Done in Convention the sixth day of September, in the year of our Lord one thousand eight hundred and sixty-four, and of the Independence of the United States the eighty-ninth.

Henry H. Goldsborough, President.

Attest:

W. R. Cole, Secretary.


CONSTITUTION OF MARYLAND—1867[1][2]

DECLARATION OF RIGHTS

We, the people of the State of Maryland, grateful to Almighty God for our civil and religious liberty, and taking into our serious consideration the best means of establishing a good Constitution in this State for the sure foundation and more permanent security thereof, declare:

Article 1. That all Government of right originates from the People, is founded in compact only, and instituted solely for the good of the whole; and they have, at all times, the inalienable right to alter, reform or abolish their form of Government in such manner as they may deem expedient.

Art. 2. The Constitution of the United States, and the Laws made or which shall be made in pursuance thereof, and all Treaties made, or which shall be made, under the authority of the United States, are and shall be the Supreme Law of the State; and the Judges of this State, and all the People of this State, are, and shall be bound thereby, anything in the Constitution or Law of this State to the contrary notwithstanding.

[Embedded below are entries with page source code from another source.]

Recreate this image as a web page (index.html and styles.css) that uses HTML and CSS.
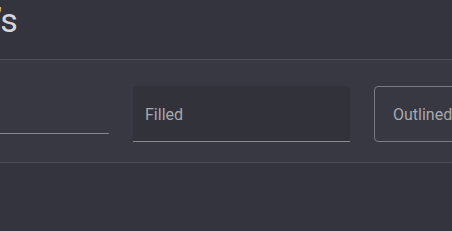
FILE: index.html
```
<!DOCTYPE html>
<html lang="en">
  <head>
    <meta charset="UTF-8" />
    <meta name="viewport" content="width=device-width, initial-scale=1.0" />
    <title>Text Fields</title>
    <link rel="stylesheet" href="styles.css">
  </head>

  <body>
    <div class="Page">
      <div class="Header">
        <h1>TextField’s</h1>
      </div>

      <!-- Demo -->
      <div class="Demo">
        <div class="field standard">
          <label>Standard</label>
        </div>
        <div class="field filled">
          <label>Filled</label>
        </div>
        <div class="field outlined">
          <label>Outlined</label>
        </div>
      </div>
    </div>
  </body>
</html>
```

FILE: styles.css
```
body {
  margin: 0;
  background-color: #34343e;
  font-family: Roboto, "Noto Sans", sans-serif;
  overflow: hidden;
}

.Page {
  margin-left: -240px;
  width: 900px;
}

.Header {
  padding: 0 0 19px;
  border-bottom: 1px solid #4f4f59;
}

.Header h1 {
  margin: 0 0 0 98px;
  font-size: 34px;
  font-weight: 400;
  line-height: 40px;
  color: #d6d6db;
}

.Demo {
  display: flex;
  align-items: flex-start;
  gap: 24px;
  padding: 26px 0 20px 132px;
  background-color: #383842;
  border-bottom: 1px solid #4f4f59;
}

.field {
  box-sizing: border-box;
  width: 217px;
  height: 56px;
}

.field label {
  display: block;
  font-size: 16px;
  line-height: 23px;
  color: #a8a8af;
}

.standard {
  height: 48px;
  border-bottom: 1px solid #85858b;
}

.standard label {
  padding-top: 16px;
}

.filled {
  background-color: #32323b;
  border-radius: 4px 4px 0 0;
  border-bottom: 1px solid #8a8a90;
  padding: 17px 12px 0;
}

.outlined {
  border: 1px solid #7a7a81;
  border-radius: 4px;
  padding: 16px 18px 0;
}
```
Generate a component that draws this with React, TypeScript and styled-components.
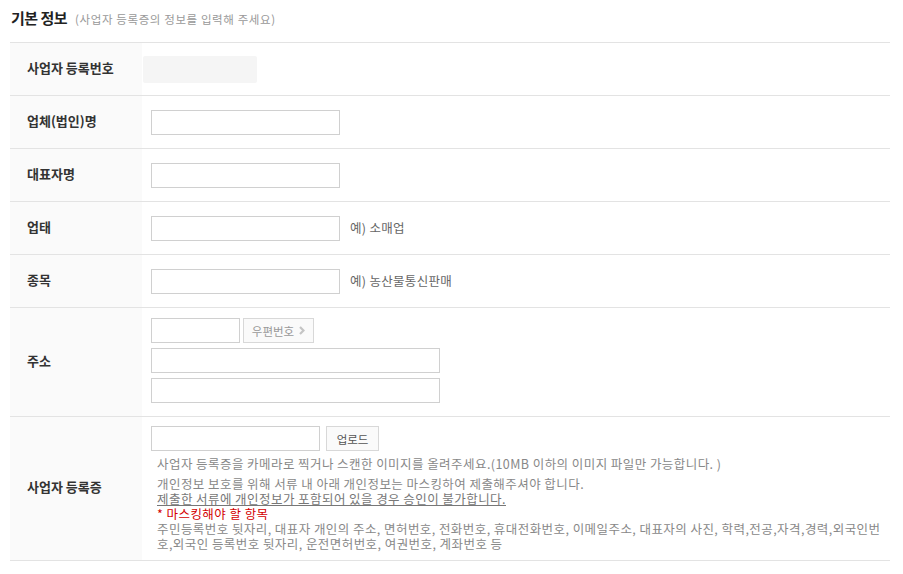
import React from "react";
import styled, { createGlobalStyle } from "styled-components";

const Global = createGlobalStyle`
  html, body { margin: 0; padding: 0; background: #fff; }
  body {
    font-family: "Noto Sans CJK KR", "Noto Sans", sans-serif;
    color: #333;
  }
  * { box-sizing: border-box; }
`;

const Page = styled.div`
  padding: 0 13px 0 10px;
  width: 903px;
`;

const Header = styled.div`
  height: 42px;
  padding: 6px 0 0 1px;
  display: flex;
  align-items: baseline;
  gap: 8px;
`;

const Title = styled.h2`
  margin: 0;
  font-size: 15px;
  line-height: 24px;
  font-weight: 700;
  letter-spacing: -0.5px;
  color: #222;
`;

const Sub = styled.span`
  font-size: 11.5px;
  color: #999;
  letter-spacing: 0.6px;
`;

const Table = styled.div`
  border-top: 1px solid #e3e3e3;
`;

const Row = styled.div`
  display: flex;
  border-bottom: 1px solid #e3e3e3;
`;

const Label = styled.div`
  width: 132px;
  flex: none;
  background: #fafafa;
  padding-left: 17px;
  padding-bottom: 4px;
  display: flex;
  align-items: center;
  font-size: 13px;
  font-weight: 700;
  color: #333;
`;

const Field = styled.div<{ $pt?: number; $pb?: number; $col?: boolean }>`
  flex: 1;
  min-height: 52px;
  padding: ${(p) => p.$pt ?? 0}px 8px ${(p) => p.$pb ?? 0}px 9px;
  display: flex;
  flex-direction: ${(p) => (p.$col ? "column" : "row")};
  align-items: ${(p) => (p.$col ? "flex-start" : "center")};
  gap: ${(p) => (p.$col ? 5 : 0)}px;
`;

const Line = styled.div<{ $gap?: number }>`
  display: flex;
  align-items: center;
  gap: ${(p) => p.$gap ?? 10}px;
`;

const ReadOnlyBox = styled.div`
  width: 114px;
  height: 27px;
  margin-left: -8px;
  background: #f5f5f5;
  border-radius: 2px;
`;

const Input = styled.input<{ $w: number }>`
  width: ${(p) => p.$w}px;
  height: 25px;
  border: 1px solid #d0d0d0;
  background: #fff;
  margin: 0;
  padding: 0 4px;
  font: inherit;
  outline: none;
`;

const Hint = styled.span`
  font-size: 12.5px;
  letter-spacing: 0.3px;
  color: #666;
  padding-bottom: 2px;
`;

const Btn = styled.button<{ $w: number; $color: string }>`
  width: ${(p) => p.$w}px;
  height: 25px;
  border: 1px solid #d8d8d8;
  background: #fafafa;
  margin: 0;
  padding: 0;
  font-family: inherit;
  font-size: 11.5px;
  color: ${(p) => p.$color};
  display: flex;
  align-items: center;
  justify-content: center;
  gap: 5px;
  cursor: pointer;
`;

const Desc = styled.div`
  padding-left: 6px;
  font-size: 12.5px;
  line-height: 15px;
  letter-spacing: 0.44px;
  color: #888;
  white-space: nowrap;
`;

const DescLine = styled.div``;

const Under = styled.span`
  text-decoration: underline;
  color: #777;
`;

const Red = styled.div`
  color: #d40000;
`;

const Chevron = () => (
  <svg width="6" height="9" viewBox="0 0 6 9">
    <path d="M1 1 L4.5 4.5 L1 8" fill="none" stroke="#c4c4c4" strokeWidth="2.2" />
  </svg>
);

export default function App() {
  return (
    <Page>
      <Global />
      <Header>
        <Title>기본 정보</Title>
        <Sub>(사업자 등록증의 정보를 입력해 주세요)</Sub>
      </Header>
      <Table>
        <Row>
          <Label>사업자 등록번호</Label>
          <Field>
            <ReadOnlyBox />
          </Field>
        </Row>
        <Row>
          <Label>업체(법인)명</Label>
          <Field>
            <Input $w={189} />
          </Field>
        </Row>
        <Row>
          <Label>대표자명</Label>
          <Field>
            <Input $w={189} />
          </Field>
        </Row>
        <Row>
          <Label>업태</Label>
          <Field>
            <Line>
              <Input $w={189} />
              <Hint>예) 소매업</Hint>
            </Line>
          </Field>
        </Row>
        <Row>
          <Label>종목</Label>
          <Field>
            <Line>
              <Input $w={189} />
              <Hint>예) 농산물통신판매</Hint>
            </Line>
          </Field>
        </Row>
        <Row>
          <Label>주소</Label>
          <Field $col $pt={10} $pb={13}>
            <Line $gap={3}>
              <Input $w={89} />
              <Btn $w={71} $color="#999">
                우편번호 <Chevron />
              </Btn>
            </Line>
            <Input $w={289} />
            <Input $w={289} />
          </Field>
        </Row>
        <Row>
          <Label>사업자 등록증</Label>
          <Field $col $pt={9} $pb={9}>
            <Line $gap={6}>
              <Input $w={169} />
              <Btn $w={53} $color="#555">
                업로드
              </Btn>
            </Line>
            <Desc>
              사업자 등록증을 카메라로 찍거나 스캔한 이미지를 올려주세요.(10MB 이하의 이미지 파일만 가능합니다. )
            </Desc>
            <Desc>
              <DescLine>개인정보 보호를 위해 서류 내 아래 개인정보는 마스킹하여 제출해주셔야 합니다.</DescLine>
              <Under>제출한 서류에 개인정보가 포함되어 있을 경우 승인이 불가합니다.</Under>
              <Red>* 마스킹해야 할 항목</Red>
              <DescLine>
                주민등록번호 뒷자리, 대표자 개인의 주소, 면허번호, 전화번호, 휴대전화번호, 이메일주소, 대표자의 사진, 학력,전공,자격,경력,외국인번
              </DescLine>
              <DescLine>호,외국인 등록번호 뒷자리, 운전면허번호, 여권번호, 계좌번호 등</DescLine>
            </Desc>
          </Field>
        </Row>
      </Table>
    </Page>
  );
}
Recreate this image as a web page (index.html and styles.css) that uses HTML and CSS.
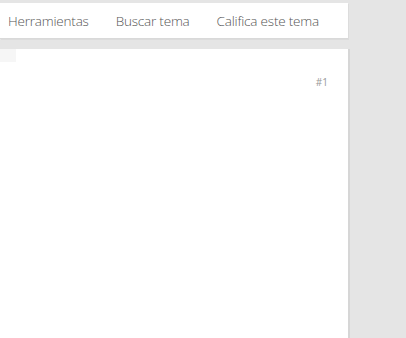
FILE: index.html
```html
<!DOCTYPE html>
<html>
<head>
    <meta charset="UTF-8">
    <title>Tema</title>
    <link rel="stylesheet" href="styles.css">
</head>
<body>
    <div class="wrap">
        <ul class="toolbar">
            <li>Herramientas</li>
            <li>Buscar tema</li>
            <li>Califica este tema</li>
        </ul>

        <div class="post">
            <div class="post-tab"></div>
            <div class="post-num">#1</div>
        </div>
    </div>
</body>
</html>
```
FILE: styles.css
```css
body {
    font-family: "Open Sans", Arial, sans-serif;
    margin: 0;
    background-color: #e5e5e5;
}

.wrap {
    width: 348px;
    padding-top: 3px;
}

.toolbar {
    list-style: none;
    margin: 0;
    padding: 0 0 0 8px;
    height: 35px;
    display: flex;
    align-items: center;
    gap: 27px;
    background-color: #fff;
    border-bottom: 1px solid #d9d9d9;
    box-shadow: 1px 1px 0 #dcdcdc;
}

.toolbar li {
    font-size: 13.5px;
    font-weight: 300;
    letter-spacing: -0.2px;
    color: #555;
}

.post {
    margin-top: 10px;
    height: 289px;
    background-color: #fff;
    box-shadow: 2px 0 0 #d6d6d6;
    position: relative;
}

.post-tab {
    width: 16px;
    height: 13px;
    background-color: #f6f6f6;
}

.post-num {
    position: absolute;
    top: 26px;
    right: 20px;
    font-size: 10px;
    color: #999;
}
```
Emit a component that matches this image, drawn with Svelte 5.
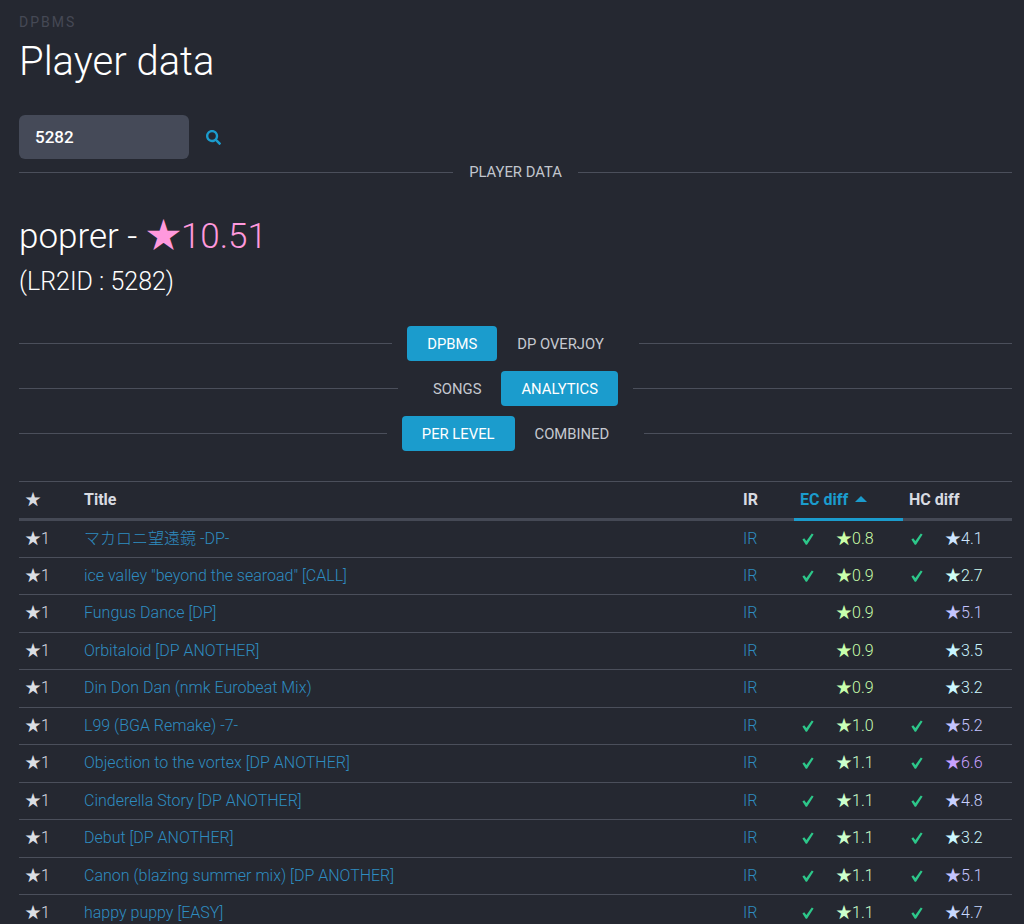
<script>
	const rows = [
		{ title: 'マカロニ望遠鏡 -DP-', ec: '0.8', ecc: '#ccffa8', ecOk: true, hc: '4.1', hcc: '#cfe6ff', hcOk: true },
		{ title: 'ice valley "beyond the searoad" [CALL]', ec: '0.9', ecc: '#c8ffac', ecOk: true, hc: '2.7', hcc: '#d0fff4', hcOk: true },
		{ title: 'Fungus Dance [DP]', ec: '0.9', ecc: '#c8ffac', hc: '5.1', hcc: '#c4c4ff' },
		{ title: 'Orbitaloid [DP ANOTHER]', ec: '0.9', ecc: '#c8ffac', hc: '3.5', hcc: '#c8f4ff' },
		{ title: 'Din Don Dan (nmk Eurobeat Mix)', ec: '0.9', ecc: '#c8ffac', hc: '3.2', hcc: '#ccf8ff' },
		{ title: 'L99 (BGA Remake) -7-', ec: '1.0', ecc: '#c8ffb8', ecOk: true, hc: '5.2', hcc: '#c4c4ff', hcOk: true },
		{ title: 'Objection to the vortex [DP ANOTHER]', ec: '1.1', ecc: '#ccffcc', ecOk: true, hc: '6.6', hcc: '#c8a0ff', hcOk: true },
		{ title: 'Cinderella Story [DP ANOTHER]', ec: '1.1', ecc: '#ccffcc', ecOk: true, hc: '4.8', hcc: '#c8d0ff', hcOk: true },
		{ title: 'Debut [DP ANOTHER]', ec: '1.1', ecc: '#ccffcc', ecOk: true, hc: '3.2', hcc: '#ccf8ff', hcOk: true },
		{ title: 'Canon (blazing summer mix) [DP ANOTHER]', ec: '1.1', ecc: '#ccffcc', ecOk: true, hc: '5.1', hcc: '#c4c4ff', hcOk: true },
		{ title: 'happy puppy [EASY]', ec: '1.1', ecc: '#ccffcc', ecOk: true, hc: '4.7', hcc: '#c8d8ff', hcOk: true }
	];

	const tabs = [
		[
			{ label: 'DPBMS', active: true },
			{ label: 'DP OVERJOY' }
		],
		[
			{ label: 'SONGS' },
			{ label: 'ANALYTICS', active: true }
		],
		[
			{ label: 'PER LEVEL', active: true },
			{ label: 'COMBINED' }
		]
	];
</script>

{#snippet check(ok)}
	<span class="check">
		{#if ok}
			<svg viewBox="0 0 12 12" width="12" height="12" aria-hidden="true">
				<path fill="currentColor" d="M0.4 6.6 L2.2 5.2 L4.4 8 L9.8 0.4 L11.6 1.4 L5 11.8 L3.8 11.8 Z" />
			</svg>
		{/if}
	</span>
{/snippet}

<div class="page">
	<p class="eyebrow">DPBMS</p>
	<h1>Player data</h1>

	<form class="search" onsubmit={(e) => e.preventDefault()}>
		<input type="text" value="5282" />
		<button type="submit" aria-label="Search">
			<svg viewBox="0 0 512 512" width="15" height="15">
				<path
					fill="currentColor"
					d="M505 442.7L405.3 343c-4.500-4.500-10.600-7-17-7H372c27.600-35.300 44-79.700 44-128C416 93.100 322.900 0 208 0S0 93.100 0 208s93.100 208 208 208c48.300 0 92.700-16.400 128-44v16.300c0 6.400 2.500 12.500 7 17l99.700 99.700c9.400 9.400 24.600 9.400 33.900 0l28.300-28.300c9.400-9.400 9.400-24.600.1-34zM208 336c-70.700 0-128-57.200-128-128 0-70.700 57.200-128 128-128 70.700 0 128 57.200 128 128 0 70.700-57.200 128-128 128z"
				/>
			</svg>
		</button>
	</form>

	<div class="divider label"><span>PLAYER DATA</span></div>

	<h2>poprer - <span class="rating"><span class="big-star">★</span>10.51</span></h2>
	<p class="lr2id">(LR2ID : 5282)</p>

	<div class="tab-groups">
		{#each tabs as group}
			<div class="divider tabs">
				<div class="tab-row">
					{#each group as tab}
						<button class="tab" class:active={tab.active}>{tab.label}</button>
					{/each}
				</div>
			</div>
		{/each}
	</div>

	<table>
		<colgroup>
			<col class="c-level" />
			<col />
			<col class="c-ir" />
			<col class="c-diff" />
			<col class="c-diff" />
		</colgroup>
		<thead>
			<tr>
				<th>★</th>
				<th>Title</th>
				<th>IR</th>
				<th class="sorted">EC diff <span class="caret"></span></th>
				<th>HC diff</th>
			</tr>
		</thead>
		<tbody>
			{#each rows as row}
				<tr>
					<td class="level">★1</td>
					<td><a href="#song">{row.title}</a></td>
					<td><a href="#ir">IR</a></td>
					<td>
						<div class="diff">
							{@render check(row.ecOk)}
							<span style="color: {row.ecc}">★{row.ec}</span>
						</div>
					</td>
					<td>
						<div class="diff">
							{@render check(row.hcOk)}
							<span style="color: {row.hcc}">★{row.hc}</span>
						</div>
					</td>
				</tr>
			{/each}
		</tbody>
	</table>
</div>

<style>
	:global(body) {
		background: #252831;
		overflow: hidden;
	}
	.page {
		height: 924px;
		overflow: hidden;
		padding: 13px 12px 0 19px;
		font-family: Roboto, 'Noto Sans CJK JP', sans-serif;
		font-weight: 300;
		font-size: 16px;
		line-height: 1.5;
		color: #dbdee4;
	}
	.eyebrow {
		margin: 0;
		font-size: 14px;
		line-height: 18px;
		font-weight: 400;
		letter-spacing: 2px;
		color: #454955;
	}
	h1 {
		margin: 7px 0 0;
		font-size: 40px;
		font-weight: 300;
		line-height: 48px;
		color: #fff;
	}
	.search {
		display: flex;
		align-items: center;
		gap: 17px;
		margin-top: 29px;
	}
	.search input {
		box-sizing: border-box;
		width: 170px;
		height: 44px;
		padding: 0 16px;
		border: 0;
		border-radius: 6px;
		background: #454a58;
		color: #fff;
		font: 500 17px Roboto, sans-serif;
	}
	.search button {
		display: flex;
		padding: 0;
		border: 0;
		background: none;
		color: #1b9ccd;
	}
	.divider {
		display: flex;
		align-items: center;
		justify-content: center;
	}
	.divider::before,
	.divider::after {
		content: '';
		flex: 1;
		height: 1px;
		background: #4b4f5b;
	}
	.label {
		gap: 16px;
		height: 27px;
		font-size: 14.8px;
		font-weight: 400;
		color: #c2c6ce;
	}
	h2 {
		margin: 29px 0 0;
		font-size: 35px;
		font-weight: 300;
		line-height: 44px;
		color: #fff;
	}
	.rating {
		color: #ff99dd;
	}
	.big-star {
		font-weight: 400;
	}
	.lr2id {
		margin: 7px 0 0;
		font-size: 25px;
		line-height: 32px;
		font-weight: 300;
		color: #fff;
	}
	.tab-groups {
		display: flex;
		flex-direction: column;
		gap: 10px;
		margin-top: 28px;
	}
	.tabs {
		gap: 15px;
	}
	.tab-row {
		display: flex;
		gap: 0;
	}
	.tab {
		height: 35px;
		padding: 0 20px;
		border: 0;
		border-radius: 4px;
		background: none;
		color: #c6c9d0;
		font: 400 14.8px Roboto, sans-serif;
	}
	.tab.active {
		background: #1b9ccd;
		color: #fff;
	}
	table {
		width: 100%;
		margin-top: 30px;
		border-collapse: collapse;
		table-layout: fixed;
		border-top: 1px solid #4b4f5b;
	}
	.c-level {
		width: 59px;
	}
	.c-ir {
		width: 57px;
	}
	.c-diff {
		width: 109px;
	}
	th {
		height: 36px;
		padding: 0 6px;
		text-align: left;
		font-size: 16px;
		font-weight: 700;
		line-height: 24px;
		color: #d8dbe1;
		border-bottom: 3px solid #454955;
	}
	th.sorted {
		color: #1b9ccd;
		border-bottom-color: #1b9ccd;
	}
	.caret {
		display: inline-block;
		margin-left: 3px;
		vertical-align: 3px;
		border: 6px solid transparent;
		border-top: 0;
		border-bottom: 6px solid #1b9ccd;
	}
	td {
		height: 37.5px;
		box-sizing: border-box;
		padding: 0 6px;
		border-bottom: 1px solid #4b4f5b;
	}
	.level {
		color: #dbdee4;
	}
	a {
		color: #2e8cc0;
		text-decoration: none;
	}
	.diff {
		display: flex;
		align-items: center;
		padding-left: 2px;
	}
	.check {
		display: flex;
		width: 34px;
		color: #2dc78a;
	}
</style>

Art. 3. The powers not delegated to the United States by the Constitution thereof, nor prohibited by it to the States, are reserved to the States respectively, or to the People thereof.


  1. Verified by “Constitutions of Maryland. 1776, 1851, 1864 and 1867. Published by the Secretary of State.” [1906.] 222 pp.
  2. Adopted by the Convention which assembled at the city of Annapolis on the eighth day of May, eighteen hundred and sixty-seven, and adjourned on the seventeenth day of August, eighteen hundred and sixty-seven, and ratified by the People on the eighteenth day of September, eighteen hundred and sixty-seven, with Amendments and Decisions of the Court of Appeals, to and including 102 Md.